Una questione centrale all’interno del libro è quella della lotta senza quartiere alla NATO, strumento di guerra e di dominio degli Stati Uniti. Tre sono i motivi per cui occorre che l’Italia esca da questa alleanza di guerra: primo, per evitare che il nostro Paese venga coinvolto in guerre fuori o dentro il suo territorio; secondo, per tagliare le spese militari immani che sottraggono risorse all’economia civile, a tutto ciò che è realmente importante per i lavoratori; terzo, per garantire la sovranità dell’Italia, in quanto la presenza di basi militari NATO e statunitensi costituisce una seria minaccia diretta contro progetti politici che si oppongono agli interessi nordamericani (qualcuno si ricorda ancora di Gladio e della P2?).

La lotta contro la NATO si accompagna alla ferma opposizione al processo di costruzione di un esercito europeo, cioè di uno strumento militare che il grande capitale dell’Unione Europea intende utilizzare sia contro i lavoratori europei sia per competere con altri soggetti internazionali nella conquista di mercati e risorse e per minacciare Russia, Cina e altri Paesi. L’Unione Europea – ci ricorda Fosco – è un soggetto sovranazionale dai caratteri non solo imperialisti, ma anche antipopolari, cioè è teso a distruggere le conquiste sociali ed economiche dei lavoratori, a demolire lo Stato sociale favorendo le privatizzazioni dei servizi, a ridurre i diritti dei lavoratori (suggerendo regressive riforme pensionistiche e del lavoro).

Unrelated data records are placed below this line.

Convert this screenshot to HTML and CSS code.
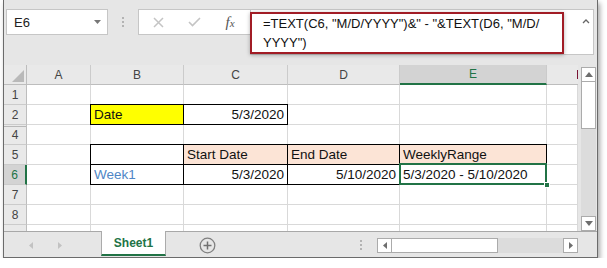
FILE: index.html
```html
<!DOCTYPE html>
<html>
<head>
<meta charset="utf-8">
<link rel="stylesheet" href="styles.css">
</head>
<body>
<div class="window">
  <div class="fbar">
    <div class="namebox"><span>E6</span><svg class="dd" width="7" height="4" viewBox="0 0 7 4"><path d="M0 0H7L3.5 4Z" fill="#777"/></svg></div>
    <div class="sep"><i></i><i></i><i></i></div>
    <div class="btns">
      <span class="bslot"><svg width="11" height="11" viewBox="0 0 11 11"><path d="M1 1L10 10M10 1L1 10" stroke="#c4c4c4" stroke-width="1.5"/></svg></span>
      <span class="bslot"><svg width="13" height="10" viewBox="0 0 13 10"><path d="M1 5L4.5 8.5L12 1" stroke="#c4c4c4" stroke-width="1.6" fill="none"/></svg></span>
      <span class="bslot fx">f<span class="fxx">x</span></span>
    </div>
    <div class="formula">
      <div class="fedit">=TEXT(C6, "M/D/YYYY")&amp;" - "&amp;TEXT(D6, "M/D/<br>YYYY")</div>
      <svg class="caret" width="8" height="5" viewBox="0 0 8 5"><path d="M1 4L4 1L7 4" stroke="#666" stroke-width="1.3" fill="none"/></svg>
    </div>
  </div>
  <div class="main">
    <div class="sheet">
      <div class="corner"><svg width="12" height="12" viewBox="0 0 12 12"><path d="M12 0V12H0Z" fill="#b9b9b9"/></svg></div>
      <div class="ch">A</div><div class="ch">B</div><div class="ch">C</div><div class="ch">D</div><div class="ch sel-h">E</div><div class="ch chf"></div>

      <div class="rh">1</div><div class="c"></div><div class="c"></div><div class="c"></div><div class="c"></div><div class="c"></div><div class="c"></div>

      <div class="rh">2</div><div class="c"></div><div class="c bx yellow">Date</div><div class="c bx r">5/3/2020</div><div class="c"></div><div class="c"></div><div class="c"></div>

      <div class="rh hid">4</div><div class="c"></div><div class="c"></div><div class="c"></div><div class="c"></div><div class="c"></div><div class="c"></div>

      <div class="rh">5</div><div class="c"></div><div class="c bx"></div><div class="c bx peach">Start Date</div><div class="c bx peach">End Date</div><div class="c bx peach">WeeklyRange</div><div class="c"></div>

      <div class="rh sel-r">6</div><div class="c"></div><div class="c bx blue">Week1</div><div class="c bx r">5/3/2020</div><div class="c bx r">5/10/2020</div><div class="c bx">5/3/2020 - 5/10/2020</div><div class="c"></div>

      <div class="rh">7</div><div class="c"></div><div class="c"></div><div class="c"></div><div class="c"></div><div class="c"></div><div class="c"></div>

      <div class="rh">8</div><div class="c"></div><div class="c"></div><div class="c"></div><div class="c"></div><div class="c"></div><div class="c"></div>

      <div class="rh"></div><div class="c"></div><div class="c"></div><div class="c"></div><div class="c"></div><div class="c"></div><div class="c"></div>

      <div class="selbox"><div class="handle"></div></div>
    </div>
    <div class="vscroll">
      <div class="sbtn"><svg width="8" height="5" viewBox="0 0 8 5"><path d="M0 5H8L4 0Z" fill="#6e6e6e"/></svg></div>
      <div class="vthumb"></div>
      <div class="vtrack"></div>
      <div class="sbtn"><svg width="8" height="5" viewBox="0 0 8 5"><path d="M0 0H8L4 5Z" fill="#6e6e6e"/></svg></div>
    </div>
  </div>
  <div class="tabbar">
    <div class="nav">
      <svg width="4" height="7" viewBox="0 0 4 7"><path d="M4 0V7L0 3.5Z" fill="#c2c2c2"/></svg>
      <svg width="4" height="7" viewBox="0 0 4 7"><path d="M0 0V7L4 3.5Z" fill="#c2c2c2"/></svg>
    </div>
    <div class="tab">Sheet1</div>
    <svg class="plus" width="17" height="17" viewBox="0 0 17 17"><circle cx="8.5" cy="8.5" r="7.3" fill="none" stroke="#808080" stroke-width="1.3"/><path d="M8.5 4.5V12.5M4.5 8.5H12.5" stroke="#707070" stroke-width="1.5"/></svg>
    <div class="hdots"><i></i><i></i><i></i></div>
    <div class="hscroll">
      <div class="hbtn"><svg width="4" height="7" viewBox="0 0 4 7"><path d="M4 0V7L0 3.5Z" fill="#6e6e6e"/></svg></div>
      <div class="hthumb"></div>
      <div class="htrack"></div>
      <div class="hbtn"><svg width="4" height="7" viewBox="0 0 4 7"><path d="M0 0V7L4 3.5Z" fill="#6e6e6e"/></svg></div>
    </div>
  </div>
</div>
</body>
</html>
```

FILE: styles.css
```css
* { box-sizing: border-box; }
body { margin: 0; background: #fff; font-family: "Liberation Sans", Arial, sans-serif; }

.window {
  margin-left: 3px;
  width: 595px;
  height: 258px;
  background: #e6e6e6;
  border: 1px solid #6b6b6b;
  border-top: none;
  box-shadow: 2px 3px 5px rgba(0,0,0,.35);
  display: flex;
  flex-direction: column;
}

/* formula bar */
.fbar { height: 65px; flex: none; display: flex; align-items: flex-start; padding: 9px 0 0 2px; }
.namebox {
  width: 102px; height: 26px; background: #fff; border: 1px solid #c6c6c6;
  display: flex; align-items: center; justify-content: space-between;
  padding: 0 6px 0 7px; font-size: 13px; color: #222;
}
.sep { width: 30px; height: 26px; display: flex; flex-direction: column; align-items: center; justify-content: center; gap: 2px; }
.sep i { display: block; width: 2px; height: 2px; background: #b3b3b3; }
.btns {
  width: 112px; height: 26px; background: #fff; border: 1px solid #c6c6c6; border-right: none;
  display: flex; align-items: center; padding-left: 1px;
}
.bslot { width: 36px; display: flex; justify-content: center; align-items: center; }
.fx { font-family: "Liberation Serif", serif; font-style: italic; font-size: 15px; color: #555; }
.fxx { font-size: 11px; position: relative; top: 1px; }
.formula {
  width: 344px; height: 46px; background: #fff; border: 1px solid #c6c6c6;
  display: flex; align-items: flex-start;
}
.fedit {
  width: 314px; height: 42px; margin: 2px 0 0 -1px;
  border: 2px solid #a11c25;
  box-shadow: 0 1px 4px rgba(0,0,0,.3);
  background: #fff;
  padding: 0 0 0 11px;
  font-size: 13px; line-height: 19px; color: #111; white-space: nowrap;
}
.caret { margin: 9px 0 0 18px; }

/* main grid */
.main { height: 166px; flex: none; display: flex; }
.sheet {
  width: 574px; height: 166px; overflow: hidden; position: relative;
  display: grid;
  grid-template-columns: 23px 64px 93px 104px 112px 147px 31px;
  grid-auto-rows: 20px;
  background: #fff;
}
.corner, .ch, .rh { background: #e9e9e9; color: #444; font-size: 12px; }
.corner { border-right: 1px solid #bdbdbd; border-bottom: 1px solid #bdbdbd; display: flex; align-items: flex-end; justify-content: flex-end; padding: 0 2px 2px 0; }
.ch { border-right: 1px solid #cbcbcb; border-bottom: 1px solid #bdbdbd; display: flex; align-items: center; justify-content: center; }
.chf { border-right: none; position: relative; }
.chf::after { content: ""; position: absolute; right: 0; top: 5px; width: 1px; height: 9px; background: #7a1434; }
.rh { border-right: 1px solid #bdbdbd; border-bottom: 1px solid #cbcbcb; display: flex; align-items: center; justify-content: center; padding-top: 1px; }
.rh.hid { background: linear-gradient(#e9e9e9 1px, #b8b8b8 1px, #b8b8b8 2px, #e9e9e9 2px); }
.sel-h { background: #d3d3d3; color: #217346; border-bottom: 2px solid #217346; }
.sel-r { background: #d3d3d3; color: #217346; border-right: 2px solid #217346; }

.c {
  border-right: 1px solid #d9d9d9; border-bottom: 1px solid #d9d9d9;
  font-size: 13.5px; line-height: 19px; padding: 0 3px; white-space: nowrap; color: #111;
}
.c.r { text-align: right; }
.c.bx { border-right-color: #000; border-bottom-color: #000; box-shadow: -1px -1px 0 #000, 0 -1px 0 #000, -1px 0 0 #000; }
.yellow { background: #ffff00; }
.peach { background: #fce4d6; }
.blue { color: #4f86c6; }

.selbox {
  position: absolute; left: 395px; top: 98px; width: 148px; height: 22px;
  border: 2px solid #217346;
}
.handle {
  position: absolute; right: -5px; bottom: -5px; width: 6px; height: 6px;
  background: #217346; border: 1px solid #fff;
}

.vscroll { width: 15px; margin-left: 3px; padding-top: 2px; display: flex; flex-direction: column; }
.sbtn { height: 15px; flex: none; background: #fff; border: 1px solid #ababab; display: flex; align-items: center; justify-content: center; }
.vthumb { height: 47px; flex: none; background: #fff; border: 1px solid #ababab; border-top: none; }
.vtrack { flex: 1; background: #dcdcdc; }

/* tab bar */
.tabbar { flex: 1; border-top: 1px solid #a8a8a8; display: flex; align-items: flex-start; }
.nav { width: 97px; display: flex; gap: 25px; padding: 10px 0 0 25px; }
.tab {
  width: 65px; height: 25px; margin-top: -1px; background: #fff;
  border-left: 1px solid #ababab; border-right: 1px solid #ababab; border-bottom: 2px solid #217346;
  color: #217346; font-weight: bold; font-size: 12px; text-align: center; line-height: 22px; padding-top: 1px;
}
.plus { margin: 5px 0 0 33px; }
.hdots { margin: 8px 0 0 144px; display: flex; flex-direction: column; gap: 2px; }
.hdots i { display: block; width: 2px; height: 2px; background: #b3b3b3; }
.hscroll { margin: 6px 0 0 15px; width: 201px; height: 15px; display: flex; }
.hbtn { width: 15px; flex: none; background: #fff; border: 1px solid #ababab; display: flex; align-items: center; justify-content: center; }
.hthumb { width: 106px; flex: none; background: #fff; border: 1px solid #ababab; border-left: none; }
.htrack { flex: 1; background: #dcdcdc; }
```
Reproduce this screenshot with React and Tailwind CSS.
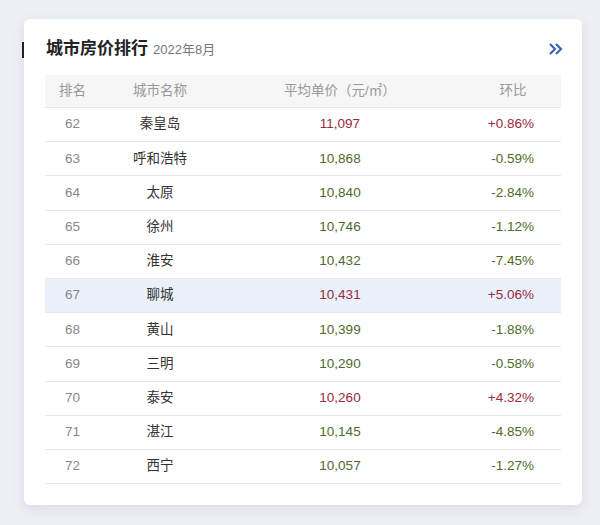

È possibile oggi limitarsi a chiedere delle riforme all’interno dell’Unione Europea? O non è oggi opportuno rendersi conto che al di fuori dell’Unione Europea esiste un mondo in rapida crescita? “L’UE è palesemente irriformabile; il liberismo è nel suo DNA. Senza questo essa crollerebbe su stessa, poiché non più funzionale ai disegni imperialisti, specie tedeschi. Non accettare l’UE è possibile; dall’UE e dall’euro si può uscire allargando gli orizzonti e legandosi con i Paesi e i mondi rivoluzionari e in via di trasformazione sociale” (2017). Per esempio oggi non si può ignorare il progetto cinese della “Nuova Via della Seta”, che ridisegnerà sempre più i rapporti internazionali basandoli sulla cooperazione economica, scientifica, tecnologica e culturale.